## Source excerpt

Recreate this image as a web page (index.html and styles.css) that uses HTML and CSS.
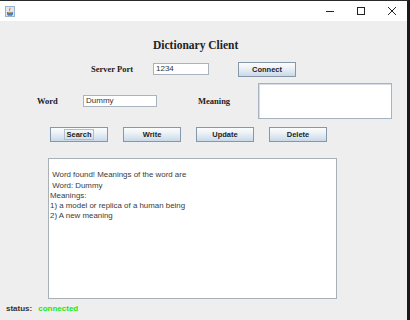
FILE: index.html
```html
<!DOCTYPE html>
<html>
<head>
<meta charset="utf-8">
<link rel="stylesheet" href="styles.css">
</head>
<body>
<div class="window">
  <div class="titlebar">
    <svg class="app-icon" width="10" height="11" viewBox="0 0 10 11">
      <rect x="0.5" y="0.5" width="9" height="10" fill="#dfe8f2" stroke="#9fb3c8"/>
      <path d="M5 1.5 C6.5 3 4 4 5.5 5.5 C3.5 5 4 3 5 1.5Z" fill="#e8741c"/>
      <path d="M2 6 H8 V8 C8 9.3 7 9.8 5 9.8 C3 9.8 2 9.3 2 8Z" fill="#4a7fbf"/>
      <path d="M3 6.5 H7" stroke="#f0a050" stroke-width="0.8"/>
    </svg>
    <div class="controls">
      <svg class="ctl" width="10" height="10" viewBox="0 0 10 10"><path d="M1 5.5 H9" stroke="#222" stroke-width="1"/></svg>
      <svg class="ctl" width="10" height="10" viewBox="0 0 10 10"><rect x="1.5" y="1.5" width="7" height="7" fill="none" stroke="#222" stroke-width="1"/></svg>
      <svg class="ctl" width="10" height="10" viewBox="0 0 10 10"><path d="M1 1 L9 9 M9 1 L1 9" stroke="#222" stroke-width="1"/></svg>
    </div>
  </div>
  <div class="content">
    <div class="heading">Dictionary Client</div>
    <div class="row row-port">
      <span class="label label-port">Server Port</span>
      <span class="field field-port">1234</span>
      <span class="button btn-connect">Connect</span>
    </div>
    <div class="row row-word">
      <span class="label label-word">Word</span>
      <span class="field field-word">Dummy</span>
      <span class="label label-meaning">Meaning</span>
      <span class="meaning-area"></span>
    </div>
    <div class="row row-actions">
      <span class="button"><span class="focus">Search</span></span>
      <span class="button">Write</span>
      <span class="button">Update</span>
      <span class="button">Delete</span>
    </div>
    <div class="output"><pre class="output-text">

 Word found! Meanings of the word are
 Word: Dummy
Meanings:
1) a model or replica of a human being
2) A new meaning</pre></div>
    <div class="status">
      <span class="status-label">status:</span>
      <span class="status-value">connected</span>
    </div>
  </div>
</div>
</body>
</html>
```
FILE: styles.css
```css
html, body {
  margin: 0;
  padding: 0;
}
body {
  width: 410px;
  height: 320px;
  overflow: hidden;
  background: #eeeeee;
}
.window {
  width: 407px;
  height: 319px;
  border-top: 1px solid #2a2a2a;
  border-right: 3px solid #1a1a1a;
  display: flex;
  flex-direction: column;
}
.titlebar {
  height: 20px;
  background: #ffffff;
  display: flex;
  align-items: center;
  flex-shrink: 0;
}
.app-icon {
  margin-left: 5px;
}
.controls {
  margin-left: auto;
  display: flex;
  align-items: center;
  gap: 21px;
  margin-right: 10px;
}
.ctl {
  display: block;
}
.content {
  flex: 1;
  background: #eeeeee;
  display: flex;
  flex-direction: column;
}
.heading {
  font-family: "Liberation Serif", serif;
  font-weight: bold;
  font-size: 11.5px;
  line-height: 14px;
  color: #222;
  margin-top: 17px;
  padding-left: 153px;
  letter-spacing: 0;
}
.row {
  display: flex;
  align-items: center;
}
.label {
  font-family: "Liberation Serif", serif;
  font-weight: bold;
  font-size: 8.5px;
  color: #222;
}
.row-port {
  margin-top: 9px;
  height: 16px;
  padding-left: 91px;
}
.label-port {
  width: 62px;
}
.field {
  box-sizing: border-box;
  height: 12px;
  background: #fff;
  border: 1px solid #a9b3bf;
  font-family: "Liberation Sans", sans-serif;
  font-size: 8px;
  line-height: 10px;
  color: #333;
  padding-left: 2px;
}
.field-port {
  width: 56px;
}
.button {
  box-sizing: border-box;
  width: 58px;
  height: 15px;
  border: 1px solid #8797aa;
  background: linear-gradient(#fbfcfe 0%, #eef3f8 35%, #d7e3ef 75%, #c9d8e8 100%);
  font-family: "Liberation Sans", sans-serif;
  font-weight: bold;
  font-size: 7.5px;
  color: #222;
  display: flex;
  align-items: center;
  justify-content: center;
}
.btn-connect {
  margin-left: 29px;
}
.row-word {
  margin-top: 6px;
  height: 36px;
  padding-left: 37px;
}
.label-word {
  width: 46px;
}
.field-word {
  width: 74px;
}
.label-meaning {
  margin-left: 41px;
  width: 60px;
}
.meaning-area {
  box-sizing: border-box;
  width: 134px;
  height: 36px;
  background: #fff;
  border: 1px solid #a7b3c0;
  box-shadow: inset 1px 1px 0 #d5dde6;
}
.row-actions {
  margin-top: 8px;
  height: 15px;
  padding-left: 50px;
  gap: 15px;
}
.focus {
  border: 1px solid #b4bec9;
  padding: 0 1px;
  line-height: 9px;
}
.output {
  box-sizing: border-box;
  margin-top: 16px;
  margin-left: 48px;
  width: 289px;
  height: 141px;
  background: #fff;
  border: 1px solid #a8b0b8;
  padding: 1px 0 0 1px;
}
.output-text {
  margin: 0;
  font-family: "Liberation Sans", sans-serif;
  font-size: 7.9px;
  line-height: 10.3px;
  color: #3a3a3a;
}
.status {
  margin-top: 4px;
  padding-left: 6px;
  display: flex;
  gap: 6px;
  font-family: "Liberation Sans", sans-serif;
  font-weight: bold;
  font-size: 8px;
  line-height: 12px;
}
.status-label {
  color: #333;
}
.status-value {
  color: #18e818;
}
```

## Work to complete
Restate the whole listing above exactly, except for its images.

## Result of the exercise
Recreate this image as a web page (index.html and styles.css) that uses HTML and CSS.
FILE: index.html
```html
<!DOCTYPE html>
<html>
<head>
<meta charset="utf-8">
<link rel="stylesheet" href="styles.css">
</head>
<body>
<div class="window">
  <div class="titlebar">
    <svg class="app-icon" width="10" height="11" viewBox="0 0 10 11">
      <rect x="0.5" y="0.5" width="9" height="10" fill="#dfe8f2" stroke="#9fb3c8"/>
      <path d="M5 1.5 C6.5 3 4 4 5.5 5.5 C3.5 5 4 3 5 1.5Z" fill="#e8741c"/>
      <path d="M2 6 H8 V8 C8 9.3 7 9.8 5 9.8 C3 9.8 2 9.3 2 8Z" fill="#4a7fbf"/>
      <path d="M3 6.5 H7" stroke="#f0a050" stroke-width="0.8"/>
    </svg>
    <div class="controls">
      <svg class="ctl" width="10" height="10" viewBox="0 0 10 10"><path d="M1 5.5 H9" stroke="#222" stroke-width="1"/></svg>
      <svg class="ctl" width="10" height="10" viewBox="0 0 10 10"><rect x="1.5" y="1.5" width="7" height="7" fill="none" stroke="#222" stroke-width="1"/></svg>
      <svg class="ctl" width="10" height="10" viewBox="0 0 10 10"><path d="M1 1 L9 9 M9 1 L1 9" stroke="#222" stroke-width="1"/></svg>
    </div>
  </div>
  <div class="content">
    <div class="heading">Dictionary Client</div>
    <div class="row row-port">
      <span class="label label-port">Server Port</span>
      <span class="field field-port">1234</span>
      <span class="button btn-connect">Connect</span>
    </div>
    <div class="row row-word">
      <span class="label label-word">Word</span>
      <span class="field field-word">Dummy</span>
      <span class="label label-meaning">Meaning</span>
      <span class="meaning-area"></span>
    </div>
    <div class="row row-actions">
      <span class="button"><span class="focus">Search</span></span>
      <span class="button">Write</span>
      <span class="button">Update</span>
      <span class="button">Delete</span>
    </div>
    <div class="output"><pre class="output-text">

 Word found! Meanings of the word are
 Word: Dummy
Meanings:
1) a model or replica of a human being
2) A new meaning</pre></div>
    <div class="status">
      <span class="status-label">status:</span>
      <span class="status-value">connected</span>
    </div>
  </div>
</div>
</body>
</html>
```
FILE: styles.css
```css
html, body {
  margin: 0;
  padding: 0;
}
body {
  width: 410px;
  height: 320px;
  overflow: hidden;
  background: #eeeeee;
}
.window {
  width: 407px;
  height: 319px;
  border-top: 1px solid #2a2a2a;
  border-right: 3px solid #1a1a1a;
  display: flex;
  flex-direction: column;
}
.titlebar {
  height: 20px;
  background: #ffffff;
  display: flex;
  align-items: center;
  flex-shrink: 0;
}
.app-icon {
  margin-left: 5px;
}
.controls {
  margin-left: auto;
  display: flex;
  align-items: center;
  gap: 21px;
  margin-right: 10px;
}
.ctl {
  display: block;
}
.content {
  flex: 1;
  background: #eeeeee;
  display: flex;
  flex-direction: column;
}
.heading {
  font-family: "Liberation Serif", serif;
  font-weight: bold;
  font-size: 11.5px;
  line-height: 14px;
  color: #222;
  margin-top: 17px;
  padding-left: 153px;
  letter-spacing: 0;
}
.row {
  display: flex;
  align-items: center;
}
.label {
  font-family: "Liberation Serif", serif;
  font-weight: bold;
  font-size: 8.5px;
  color: #222;
}
.row-port {
  margin-top: 9px;
  height: 16px;
  padding-left: 91px;
}
.label-port {
  width: 62px;
}
.field {
  box-sizing: border-box;
  height: 12px;
  background: #fff;
  border: 1px solid #a9b3bf;
  font-family: "Liberation Sans", sans-serif;
  font-size: 8px;
  line-height: 10px;
  color: #333;
  padding-left: 2px;
}
.field-port {
  width: 56px;
}
.button {
  box-sizing: border-box;
  width: 58px;
  height: 15px;
  border: 1px solid #8797aa;
  background: linear-gradient(#fbfcfe 0%, #eef3f8 35%, #d7e3ef 75%, #c9d8e8 100%);
  font-family: "Liberation Sans", sans-serif;
  font-weight: bold;
  font-size: 7.5px;
  color: #222;
  display: flex;
  align-items: center;
  justify-content: center;
}
.btn-connect {
  margin-left: 29px;
}
.row-word {
  margin-top: 6px;
  height: 36px;
  padding-left: 37px;
}
.label-word {
  width: 46px;
}
.field-word {
  width: 74px;
}
.label-meaning {
  margin-left: 41px;
  width: 60px;
}
.meaning-area {
  box-sizing: border-box;
  width: 134px;
  height: 36px;
  background: #fff;
  border: 1px solid #a7b3c0;
  box-shadow: inset 1px 1px 0 #d5dde6;
}
.row-actions {
  margin-top: 8px;
  height: 15px;
  padding-left: 50px;
  gap: 15px;
}
.focus {
  border: 1px solid #b4bec9;
  padding: 0 1px;
  line-height: 9px;
}
.output {
  box-sizing: border-box;
  margin-top: 16px;
  margin-left: 48px;
  width: 289px;
  height: 141px;
  background: #fff;
  border: 1px solid #a8b0b8;
  padding: 1px 0 0 1px;
}
.output-text {
  margin: 0;
  font-family: "Liberation Sans", sans-serif;
  font-size: 7.9px;
  line-height: 10.3px;
  color: #3a3a3a;
}
.status {
  margin-top: 4px;
  padding-left: 6px;
  display: flex;
  gap: 6px;
  font-family: "Liberation Sans", sans-serif;
  font-weight: bold;
  font-size: 8px;
  line-height: 12px;
}
.status-label {
  color: #333;
}
.status-value {
  color: #18e818;
}
```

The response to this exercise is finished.